EXERCISE PROMPT | Quote the entries below from the line with "Reproduce this screenshot" through the line with "Use the following", both ends included, and only those lines.

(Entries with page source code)
※

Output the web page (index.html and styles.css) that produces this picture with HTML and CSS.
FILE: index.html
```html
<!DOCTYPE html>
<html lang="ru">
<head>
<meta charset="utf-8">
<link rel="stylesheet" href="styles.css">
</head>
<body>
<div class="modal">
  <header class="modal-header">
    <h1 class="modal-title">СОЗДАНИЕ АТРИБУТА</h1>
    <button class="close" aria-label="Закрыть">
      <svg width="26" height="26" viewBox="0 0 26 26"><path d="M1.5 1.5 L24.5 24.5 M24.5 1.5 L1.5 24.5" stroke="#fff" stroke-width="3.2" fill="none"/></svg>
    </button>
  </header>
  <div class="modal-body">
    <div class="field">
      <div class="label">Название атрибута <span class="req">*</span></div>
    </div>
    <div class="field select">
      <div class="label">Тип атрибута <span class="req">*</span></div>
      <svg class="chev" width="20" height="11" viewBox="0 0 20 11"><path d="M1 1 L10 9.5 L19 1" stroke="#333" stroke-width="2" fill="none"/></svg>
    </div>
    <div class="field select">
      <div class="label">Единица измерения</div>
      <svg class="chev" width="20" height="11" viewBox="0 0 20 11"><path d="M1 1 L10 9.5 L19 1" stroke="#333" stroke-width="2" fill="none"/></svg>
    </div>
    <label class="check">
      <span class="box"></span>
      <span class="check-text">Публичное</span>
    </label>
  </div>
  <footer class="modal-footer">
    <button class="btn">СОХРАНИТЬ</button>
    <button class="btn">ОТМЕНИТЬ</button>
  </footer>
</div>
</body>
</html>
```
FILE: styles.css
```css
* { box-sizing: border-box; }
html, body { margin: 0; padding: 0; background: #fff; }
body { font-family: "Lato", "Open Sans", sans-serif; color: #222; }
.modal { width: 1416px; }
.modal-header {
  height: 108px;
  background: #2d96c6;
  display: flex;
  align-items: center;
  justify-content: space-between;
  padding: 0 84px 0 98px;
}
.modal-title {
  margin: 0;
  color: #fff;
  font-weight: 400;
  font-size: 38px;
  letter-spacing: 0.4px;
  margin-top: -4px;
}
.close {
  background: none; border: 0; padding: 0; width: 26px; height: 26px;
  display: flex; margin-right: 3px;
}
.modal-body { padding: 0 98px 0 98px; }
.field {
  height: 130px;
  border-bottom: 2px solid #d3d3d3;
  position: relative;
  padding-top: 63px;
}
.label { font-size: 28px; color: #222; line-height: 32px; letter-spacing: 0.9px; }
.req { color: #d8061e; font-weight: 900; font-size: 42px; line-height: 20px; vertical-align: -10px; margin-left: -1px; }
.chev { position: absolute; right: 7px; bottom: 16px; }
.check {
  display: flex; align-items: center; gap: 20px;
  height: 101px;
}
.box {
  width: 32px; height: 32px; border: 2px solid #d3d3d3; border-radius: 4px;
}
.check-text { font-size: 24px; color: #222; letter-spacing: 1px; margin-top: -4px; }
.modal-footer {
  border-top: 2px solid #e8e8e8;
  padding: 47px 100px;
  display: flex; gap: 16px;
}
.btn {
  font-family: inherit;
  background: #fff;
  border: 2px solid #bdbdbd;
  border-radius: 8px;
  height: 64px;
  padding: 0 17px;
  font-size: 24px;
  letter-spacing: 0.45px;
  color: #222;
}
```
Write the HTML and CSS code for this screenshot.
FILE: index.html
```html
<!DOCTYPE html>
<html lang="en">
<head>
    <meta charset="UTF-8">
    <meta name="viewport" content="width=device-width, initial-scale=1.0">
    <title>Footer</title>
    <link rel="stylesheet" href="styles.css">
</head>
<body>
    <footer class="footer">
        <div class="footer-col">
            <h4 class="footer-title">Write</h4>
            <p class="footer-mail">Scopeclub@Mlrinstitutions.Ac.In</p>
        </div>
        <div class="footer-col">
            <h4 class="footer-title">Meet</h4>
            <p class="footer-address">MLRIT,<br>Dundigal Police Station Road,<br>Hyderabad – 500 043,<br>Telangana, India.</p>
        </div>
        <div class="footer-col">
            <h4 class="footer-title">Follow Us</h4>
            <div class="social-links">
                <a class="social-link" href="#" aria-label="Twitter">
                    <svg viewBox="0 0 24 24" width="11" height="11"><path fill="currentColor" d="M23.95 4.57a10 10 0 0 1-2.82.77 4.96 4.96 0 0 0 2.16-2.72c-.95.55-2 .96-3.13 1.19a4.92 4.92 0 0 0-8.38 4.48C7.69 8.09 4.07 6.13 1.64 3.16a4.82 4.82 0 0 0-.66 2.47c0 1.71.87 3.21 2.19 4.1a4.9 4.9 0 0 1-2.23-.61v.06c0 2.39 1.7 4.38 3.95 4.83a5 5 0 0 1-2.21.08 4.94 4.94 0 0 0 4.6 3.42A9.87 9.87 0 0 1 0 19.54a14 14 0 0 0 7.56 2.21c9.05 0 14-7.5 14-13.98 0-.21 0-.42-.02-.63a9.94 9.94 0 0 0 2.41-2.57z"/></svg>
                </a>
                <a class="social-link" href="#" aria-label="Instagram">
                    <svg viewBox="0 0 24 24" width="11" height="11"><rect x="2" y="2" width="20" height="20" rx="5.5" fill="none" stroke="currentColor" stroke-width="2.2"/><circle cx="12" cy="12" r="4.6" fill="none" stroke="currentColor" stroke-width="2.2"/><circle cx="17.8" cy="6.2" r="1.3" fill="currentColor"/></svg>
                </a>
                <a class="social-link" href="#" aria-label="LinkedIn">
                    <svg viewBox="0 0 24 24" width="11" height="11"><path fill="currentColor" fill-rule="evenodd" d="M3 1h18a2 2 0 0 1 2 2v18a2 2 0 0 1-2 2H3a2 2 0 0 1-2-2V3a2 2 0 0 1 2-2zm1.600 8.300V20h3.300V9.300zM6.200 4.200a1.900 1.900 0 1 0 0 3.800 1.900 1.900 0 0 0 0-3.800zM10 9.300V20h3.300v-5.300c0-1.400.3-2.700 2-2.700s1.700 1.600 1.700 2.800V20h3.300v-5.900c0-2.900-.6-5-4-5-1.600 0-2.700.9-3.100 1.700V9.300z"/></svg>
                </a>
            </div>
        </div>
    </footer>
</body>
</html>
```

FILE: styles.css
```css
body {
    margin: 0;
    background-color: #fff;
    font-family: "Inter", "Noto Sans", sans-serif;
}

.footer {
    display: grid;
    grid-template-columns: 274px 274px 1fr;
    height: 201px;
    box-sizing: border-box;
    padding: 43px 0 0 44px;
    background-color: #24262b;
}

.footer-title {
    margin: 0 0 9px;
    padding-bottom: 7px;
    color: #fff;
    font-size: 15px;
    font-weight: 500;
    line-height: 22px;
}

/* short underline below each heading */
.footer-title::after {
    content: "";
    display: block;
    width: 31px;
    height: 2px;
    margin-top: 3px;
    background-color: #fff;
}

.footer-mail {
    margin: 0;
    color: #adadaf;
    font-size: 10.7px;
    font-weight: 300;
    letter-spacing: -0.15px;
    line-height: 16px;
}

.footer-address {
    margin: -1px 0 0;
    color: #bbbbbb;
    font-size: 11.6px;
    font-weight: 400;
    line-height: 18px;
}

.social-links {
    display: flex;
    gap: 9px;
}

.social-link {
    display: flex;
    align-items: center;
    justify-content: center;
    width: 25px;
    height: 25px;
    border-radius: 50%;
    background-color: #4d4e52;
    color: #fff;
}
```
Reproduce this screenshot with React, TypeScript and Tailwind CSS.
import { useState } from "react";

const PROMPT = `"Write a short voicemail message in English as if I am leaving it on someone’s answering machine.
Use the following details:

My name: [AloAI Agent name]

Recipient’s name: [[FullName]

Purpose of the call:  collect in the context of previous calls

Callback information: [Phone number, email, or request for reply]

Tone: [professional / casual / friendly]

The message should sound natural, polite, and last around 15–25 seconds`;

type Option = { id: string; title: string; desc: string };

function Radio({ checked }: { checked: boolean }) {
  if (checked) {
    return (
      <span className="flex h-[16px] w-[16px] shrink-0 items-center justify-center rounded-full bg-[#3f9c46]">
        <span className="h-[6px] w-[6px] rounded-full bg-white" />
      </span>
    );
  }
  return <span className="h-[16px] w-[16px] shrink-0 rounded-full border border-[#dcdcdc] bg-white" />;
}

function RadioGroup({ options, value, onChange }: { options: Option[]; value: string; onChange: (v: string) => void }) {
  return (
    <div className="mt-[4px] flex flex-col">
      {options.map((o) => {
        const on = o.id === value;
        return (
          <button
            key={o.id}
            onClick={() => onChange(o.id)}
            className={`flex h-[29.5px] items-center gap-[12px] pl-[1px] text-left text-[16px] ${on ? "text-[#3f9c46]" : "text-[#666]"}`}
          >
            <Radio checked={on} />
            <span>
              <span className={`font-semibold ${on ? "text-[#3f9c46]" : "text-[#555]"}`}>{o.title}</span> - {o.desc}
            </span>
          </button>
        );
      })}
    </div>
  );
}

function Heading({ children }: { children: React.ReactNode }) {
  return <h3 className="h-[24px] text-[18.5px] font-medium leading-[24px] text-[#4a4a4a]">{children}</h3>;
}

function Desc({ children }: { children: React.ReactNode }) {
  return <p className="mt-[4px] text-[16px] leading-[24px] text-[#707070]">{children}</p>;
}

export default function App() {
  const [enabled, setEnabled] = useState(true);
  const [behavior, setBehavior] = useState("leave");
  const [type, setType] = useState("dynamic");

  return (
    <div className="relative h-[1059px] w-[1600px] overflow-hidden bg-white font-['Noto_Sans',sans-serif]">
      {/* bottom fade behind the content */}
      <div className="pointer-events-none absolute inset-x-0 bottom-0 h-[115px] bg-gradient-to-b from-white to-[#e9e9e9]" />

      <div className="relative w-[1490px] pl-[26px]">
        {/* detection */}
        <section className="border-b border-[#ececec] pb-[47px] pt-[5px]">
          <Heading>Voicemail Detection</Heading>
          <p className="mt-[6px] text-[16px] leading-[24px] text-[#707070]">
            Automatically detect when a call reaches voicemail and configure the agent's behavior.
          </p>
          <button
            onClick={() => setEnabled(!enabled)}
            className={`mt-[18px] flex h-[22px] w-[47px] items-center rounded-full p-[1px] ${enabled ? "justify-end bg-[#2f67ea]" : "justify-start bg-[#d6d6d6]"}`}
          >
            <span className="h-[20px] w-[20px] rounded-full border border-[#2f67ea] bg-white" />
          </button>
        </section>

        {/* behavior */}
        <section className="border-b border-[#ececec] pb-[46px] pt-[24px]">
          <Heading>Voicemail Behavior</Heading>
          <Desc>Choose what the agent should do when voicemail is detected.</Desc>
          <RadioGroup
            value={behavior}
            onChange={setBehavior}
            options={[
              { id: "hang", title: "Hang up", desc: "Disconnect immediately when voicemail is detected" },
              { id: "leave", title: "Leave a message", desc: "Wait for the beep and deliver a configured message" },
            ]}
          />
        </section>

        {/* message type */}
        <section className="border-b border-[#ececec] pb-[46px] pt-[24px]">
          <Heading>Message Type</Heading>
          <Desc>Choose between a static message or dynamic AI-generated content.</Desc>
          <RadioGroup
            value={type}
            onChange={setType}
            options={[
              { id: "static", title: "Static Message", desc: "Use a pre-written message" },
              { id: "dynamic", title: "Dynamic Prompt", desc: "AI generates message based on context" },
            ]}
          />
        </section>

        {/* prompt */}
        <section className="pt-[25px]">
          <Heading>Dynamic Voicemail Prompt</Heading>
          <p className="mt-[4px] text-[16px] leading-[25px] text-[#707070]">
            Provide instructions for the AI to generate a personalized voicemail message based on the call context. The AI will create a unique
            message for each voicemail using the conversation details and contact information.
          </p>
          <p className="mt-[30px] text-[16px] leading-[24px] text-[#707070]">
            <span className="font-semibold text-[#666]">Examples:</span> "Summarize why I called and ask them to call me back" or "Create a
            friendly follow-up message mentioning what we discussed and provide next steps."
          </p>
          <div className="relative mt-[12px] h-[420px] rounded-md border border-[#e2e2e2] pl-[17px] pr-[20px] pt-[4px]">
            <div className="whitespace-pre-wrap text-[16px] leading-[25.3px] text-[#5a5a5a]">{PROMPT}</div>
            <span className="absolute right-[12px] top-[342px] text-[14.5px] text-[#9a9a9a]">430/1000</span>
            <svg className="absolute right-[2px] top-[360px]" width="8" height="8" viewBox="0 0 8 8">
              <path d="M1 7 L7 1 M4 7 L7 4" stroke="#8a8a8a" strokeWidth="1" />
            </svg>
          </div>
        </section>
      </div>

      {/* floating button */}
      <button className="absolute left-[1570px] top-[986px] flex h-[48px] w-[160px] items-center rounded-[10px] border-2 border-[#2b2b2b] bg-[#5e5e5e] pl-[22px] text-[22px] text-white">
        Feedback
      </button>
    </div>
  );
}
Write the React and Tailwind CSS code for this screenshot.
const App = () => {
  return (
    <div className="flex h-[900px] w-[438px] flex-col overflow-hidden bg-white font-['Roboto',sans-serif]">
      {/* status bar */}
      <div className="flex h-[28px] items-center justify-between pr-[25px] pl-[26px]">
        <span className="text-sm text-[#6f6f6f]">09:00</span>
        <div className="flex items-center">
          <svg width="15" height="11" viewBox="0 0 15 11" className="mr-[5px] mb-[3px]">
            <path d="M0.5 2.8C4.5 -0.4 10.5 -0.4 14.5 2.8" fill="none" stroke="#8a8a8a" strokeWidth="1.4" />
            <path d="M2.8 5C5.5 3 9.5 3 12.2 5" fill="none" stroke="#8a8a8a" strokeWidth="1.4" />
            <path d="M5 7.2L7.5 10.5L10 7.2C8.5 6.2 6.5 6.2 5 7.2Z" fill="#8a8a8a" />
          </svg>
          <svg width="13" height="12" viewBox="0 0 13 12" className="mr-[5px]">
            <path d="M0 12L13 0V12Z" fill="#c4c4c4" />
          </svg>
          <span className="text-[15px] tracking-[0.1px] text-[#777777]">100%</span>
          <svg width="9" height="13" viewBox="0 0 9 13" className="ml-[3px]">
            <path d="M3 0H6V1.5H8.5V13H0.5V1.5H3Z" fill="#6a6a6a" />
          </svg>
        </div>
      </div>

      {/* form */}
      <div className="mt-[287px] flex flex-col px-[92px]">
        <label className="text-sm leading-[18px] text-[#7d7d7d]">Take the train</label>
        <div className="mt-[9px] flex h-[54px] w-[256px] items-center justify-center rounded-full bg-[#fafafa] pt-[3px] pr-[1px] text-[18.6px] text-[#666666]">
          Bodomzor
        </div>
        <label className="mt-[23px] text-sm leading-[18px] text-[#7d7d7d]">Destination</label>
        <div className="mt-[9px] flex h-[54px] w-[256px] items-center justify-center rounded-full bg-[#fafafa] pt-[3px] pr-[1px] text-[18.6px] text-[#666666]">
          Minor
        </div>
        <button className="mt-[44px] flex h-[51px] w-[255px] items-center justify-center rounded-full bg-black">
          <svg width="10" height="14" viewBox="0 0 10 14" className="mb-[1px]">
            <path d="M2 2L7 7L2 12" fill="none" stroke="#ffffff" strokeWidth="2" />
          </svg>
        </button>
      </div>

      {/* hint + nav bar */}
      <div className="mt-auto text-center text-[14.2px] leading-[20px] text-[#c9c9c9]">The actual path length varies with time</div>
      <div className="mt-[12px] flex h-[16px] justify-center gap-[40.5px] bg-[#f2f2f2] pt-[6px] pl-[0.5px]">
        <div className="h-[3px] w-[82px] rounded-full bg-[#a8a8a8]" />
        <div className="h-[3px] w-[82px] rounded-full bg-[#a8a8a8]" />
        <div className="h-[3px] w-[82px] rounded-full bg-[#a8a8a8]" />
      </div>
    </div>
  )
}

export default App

※

THE REPLY |
Reproduce this screenshot with React, TypeScript and Tailwind CSS.
import { useState } from "react";

const PROMPT = `"Write a short voicemail message in English as if I am leaving it on someone’s answering machine.
Use the following details:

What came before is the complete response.